15 May 2017
2017 Federal Budget Update
Key tax changes that may affect you
First Home buyers
The Government will encourage home ownership by allowing first home buyers to save a deposit for their first home within their superannuation fund.
First home buyers can salary sacrifice up to $15,000 per year, up to a total of $30,000 into their superannuation fund. This means that first home buyers can take advantage of contributing pre-tax dollars and only pay 15% tax within the fund itself. Note that concessional and non-concessional contribution caps also apply to these payments.
You can withdraw your contribution from 1 July 2018 to pay for a home deposit. The withdrawal amount from concessional contributions is taxed at the individual’s marginal tax rate with a 30% tax offset. Therefore, this scheme will leave savers better off overall than if they deposited savings into a typical bank account.
Good news for small business with the Government proposing to extend the ‘$20,000 instant asset write-off’ for an extra 12 months for businesses with an aggregated turnover of less than $10 million.
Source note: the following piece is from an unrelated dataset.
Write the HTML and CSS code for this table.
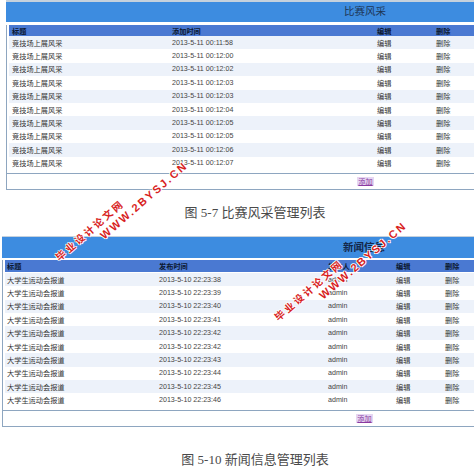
FILE: index.html
```html
<!DOCTYPE html>
<html lang="zh-CN">
<head>
<meta charset="utf-8">
<title>管理列表</title>
<link rel="stylesheet" href="styles.css">
</head>
<body>
<div class="page">
  <section class="panel panel-a">
    <div class="bar">比赛风采</div>
    <div class="body">
      <div class="grid grid-a">
        <div class="row head"><span>标题</span><span>添加时间</span><span>编辑</span><span>删除</span></div>
        <div class="row"><span>竞技场上展风采</span><span class="t">2013-5-11 00:11:58</span><span>编辑</span><span>删除</span></div>
        <div class="row"><span>竞技场上展风采</span><span class="t">2013-5-11 00:12:00</span><span>编辑</span><span>删除</span></div>
        <div class="row"><span>竞技场上展风采</span><span class="t">2013-5-11 00:12:02</span><span>编辑</span><span>删除</span></div>
        <div class="row"><span>竞技场上展风采</span><span class="t">2013-5-11 00:12:03</span><span>编辑</span><span>删除</span></div>
        <div class="row"><span>竞技场上展风采</span><span class="t">2013-5-11 00:12:03</span><span>编辑</span><span>删除</span></div>
        <div class="row"><span>竞技场上展风采</span><span class="t">2013-5-11 00:12:04</span><span>编辑</span><span>删除</span></div>
        <div class="row"><span>竞技场上展风采</span><span class="t">2013-5-11 00:12:05</span><span>编辑</span><span>删除</span></div>
        <div class="row"><span>竞技场上展风采</span><span class="t">2013-5-11 00:12:05</span><span>编辑</span><span>删除</span></div>
        <div class="row"><span>竞技场上展风采</span><span class="t">2013-5-11 00:12:06</span><span>编辑</span><span>删除</span></div>
        <div class="row"><span>竞技场上展风采</span><span class="t">2013-5-11 00:12:07</span><span>编辑</span><span>删除</span></div>
      </div>
      <div class="foot"><a class="add" href="#">添加</a></div>
    </div>
  </section>
  <p class="caption caption-a">图 5-7 比赛风采管理列表</p>

  <section class="panel panel-b">
    <div class="bar bar-b">新闻信息</div>
    <div class="body">
      <div class="grid grid-b">
        <div class="row head"><span>标题</span><span>发布时间</span><span>发布人</span><span>编辑</span><span>删除</span></div>
        <div class="row"><span>大学生运动会报道</span><span class="t">2013-5-10 22:23:38</span><span class="t">admin</span><span>编辑</span><span>删除</span></div>
        <div class="row"><span>大学生运动会报道</span><span class="t">2013-5-10 22:23:39</span><span class="t">admin</span><span>编辑</span><span>删除</span></div>
        <div class="row"><span>大学生运动会报道</span><span class="t">2013-5-10 22:23:40</span><span class="t">admin</span><span>编辑</span><span>删除</span></div>
        <div class="row"><span>大学生运动会报道</span><span class="t">2013-5-10 22:23:41</span><span class="t">admin</span><span>编辑</span><span>删除</span></div>
        <div class="row"><span>大学生运动会报道</span><span class="t">2013-5-10 22:23:42</span><span class="t">admin</span><span>编辑</span><span>删除</span></div>
        <div class="row"><span>大学生运动会报道</span><span class="t">2013-5-10 22:23:42</span><span class="t">admin</span><span>编辑</span><span>删除</span></div>
        <div class="row"><span>大学生运动会报道</span><span class="t">2013-5-10 22:23:43</span><span class="t">admin</span><span>编辑</span><span>删除</span></div>
        <div class="row"><span>大学生运动会报道</span><span class="t">2013-5-10 22:23:44</span><span class="t">admin</span><span>编辑</span><span>删除</span></div>
        <div class="row"><span>大学生运动会报道</span><span class="t">2013-5-10 22:23:45</span><span class="t">admin</span><span>编辑</span><span>删除</span></div>
        <div class="row"><span>大学生运动会报道</span><span class="t">2013-5-10 22:23:46</span><span class="t">admin</span><span>编辑</span><span>删除</span></div>
      </div>
      <div class="foot"><a class="add" href="#">添加</a></div>
    </div>
  </section>
  <p class="caption caption-b">图 5-10 新闻信息管理列表</p>

  <div class="wm wm-1"><div class="wm-cn">毕业设计论文网</div><div class="wm-en">WWW.2BYSJ.CN</div></div>
  <div class="wm wm-2"><div class="wm-cn">毕业设计论文网</div><div class="wm-en">WWW.2BYSJ.CN</div></div>
</div>
</body>
</html>
```

FILE: styles.css
```css
html, body {
  margin: 0;
  padding: 0;
  background: #ffffff;
  overflow: hidden;
}

.page {
  position: relative;
  width: 474px;
  height: 475px;
  overflow: hidden;
  font-family: "Liberation Sans", "Noto Sans CJK SC", sans-serif;
}

.panel {
  background: #ffffff;
}

.panel-a {
  margin-left: 6px;
  width: 718px;
  border-top: 2px solid #c5d1dd;
}

.panel-b {
  margin-left: 2px;
  width: 724px;
  margin-top: 15px;
  border-top: 1px solid #c5d1dd;
}

.bar {
  height: 20px;
  line-height: 18px;
  background: #3d8ce0;
  color: #1d3656;
  font-family: "Noto Sans CJK SC", sans-serif;
  font-size: 10.5px;
  text-align: center;
}

.bar-b {
  height: 21px;
  line-height: 20px;
  font-weight: bold;
  color: #14284a;
}

.body {
  border-left: 1px solid #8ea6c0;
  border-bottom: 1px solid #8ea6c0;
}

.grid {
  margin-left: 2px;
}

.grid-a {
  margin-top: 3px;
}

.grid-b {
  margin-top: 2px;
}

.row {
  display: grid;
  height: 13.4px;
  align-items: center;
  font-size: 7.2px;
  color: #333333;
  white-space: nowrap;
}

.grid-a .row {
  grid-template-columns: 160px 205px 59px 1fr;
}

.grid-b .row {
  grid-template-columns: 152px 169px 68px 49px 1fr;
}

.row span {
  padding-left: 3px;
  font-family: "Noto Sans CJK SC", sans-serif;
}

.grid-b .row span {
  padding-left: 2px;
}

.row span.t {
  font-family: "Liberation Sans", sans-serif;
  color: #454545;
  font-size: 7.1px;
}

.row:nth-child(even) {
  background: #edf2fa;
}

.row.head {
  height: 11px;
  background: #4a79d2;
  color: #0c1830;
  font-weight: bold;
}

.grid-b .row.head {
  height: 12px;
  margin-bottom: 1px;
}

.foot {
  margin-top: 3px;
  border-top: 1px solid #8ea6c0;
  height: 15px;
  display: flex;
  align-items: center;
  justify-content: center;
}

.add {
  font-family: "Noto Sans CJK SC", sans-serif;
  font-size: 7.2px;
  color: #8a3aa0;
  background: #e6d6f3;
  text-decoration: underline;
  line-height: 9px;
  padding: 0 1px;
}

.caption {
  margin: 0;
  padding-left: 36px;
  height: 16px;
  line-height: 16px;
  text-align: center;
  font-family: "Liberation Serif", "Noto Sans CJK SC", serif;
  font-size: 13px;
  font-weight: normal;
  color: #4a4a4a;
}

.caption-a {
  margin-top: 15px;
}

.caption-b {
  margin-top: 25px;
}

.wm {
  position: absolute;
  transform: rotate(-41deg);
  transform-origin: 0 0;
  color: #d81e1e;
  font-weight: bold;
  white-space: nowrap;
  text-shadow: 1px 0 #fff, -1px 0 #fff, 0 1px #fff, 0 -1px #fff;
  z-index: 2;
}

.wm-1 {
  left: 53px;
  top: 254px;
}

.wm-2 {
  left: 272px;
  top: 314px;
}

.wm-cn {
  font-family: "Noto Sans CJK SC", sans-serif;
  font-size: 10px;
  letter-spacing: 2.4px;
  line-height: 12px;
}

.wm-en {
  font-family: "Liberation Sans", sans-serif;
  font-size: 11px;
  letter-spacing: 2px;
  line-height: 12px;
  margin-left: 48px;
  margin-top: 1px;
}
```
If you are a small business that needs to buy assets such as computers, motor-vehicles, now may be the time to take advantage of this concession.
Rental Property Owners
While there was a sigh of relief that no changes were made to Negative Gearing tax offsets, the Government will, however, limit rental property deductions that were previously made available.
From 1 July 2017:
Depreciation on plant and equipment items such as dishwashers and ceiling fans will only be available to investors who currently own the asset until either the investor no longer owns the asset, or the asset reaches its useful life. In other words, subsequent owners of the property who purchase the pre-existing plant and equipment asset from its previous owner, cannot claim depreciation deductions on that same asset. Instead, acquisitions of existing plant and equipment items will be reflected in the cost base for Capital Gains Tax purposes.
Deductions for travel, for example to personally inspect a property, perform repairs and maintenance or to collect rent, will no longer be allowable.
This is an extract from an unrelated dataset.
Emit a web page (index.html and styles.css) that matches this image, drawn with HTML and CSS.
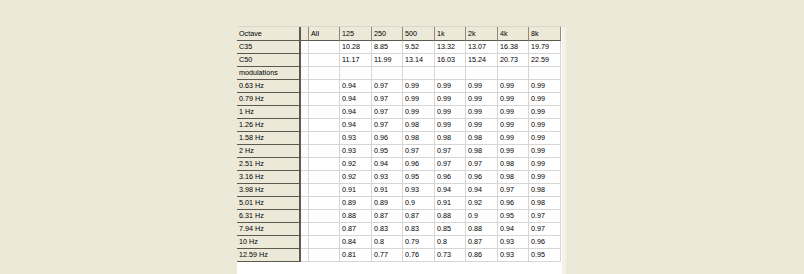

Individual Income Tax Payers
The Budget seeks to provide extra Government funding in the health system, including funding for hospitals, medical research and bulk billing incentives for GPs and Specialists.
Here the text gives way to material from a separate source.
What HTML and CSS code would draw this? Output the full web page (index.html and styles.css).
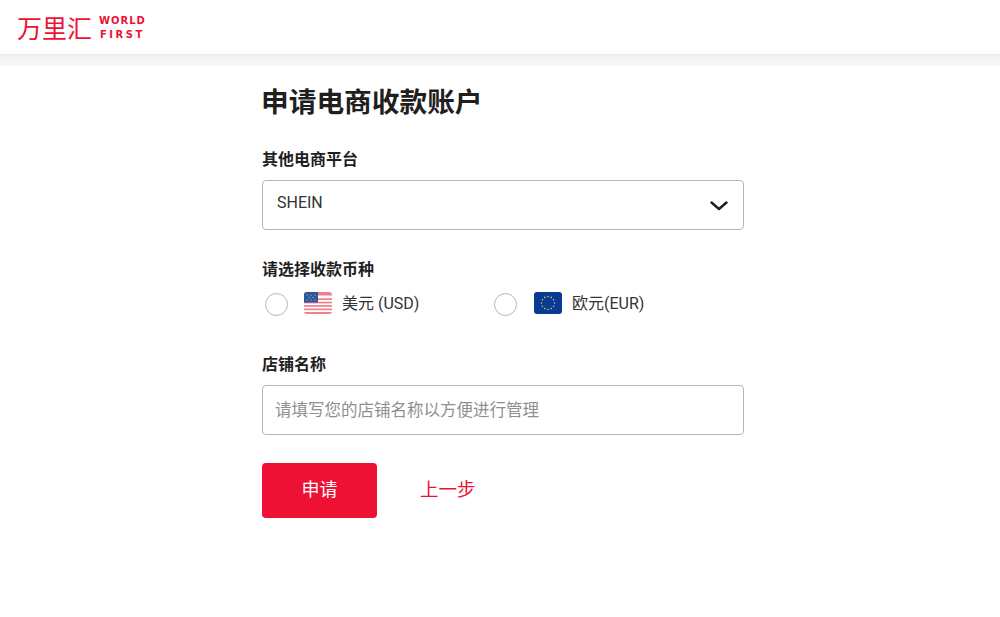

However, the extra funding will be recouped from a rise in the Medicare Levy from 2% to 2.5% from 1 July 2019.
Low income earners will continue to receive relief from the Medicare levy through the low-income thresholds. The thresholds will increase to encompass a greater number of individuals and families who can access this tax relief.
University Students and Graduates
The Government has proposed changes to the thresholds and repayment amounts for those who have a HELP debt. From 1 July 2018, repayment thresholds will be lowered from $54,868 to $42,000. This measure is to encourage faster repayments of student loans.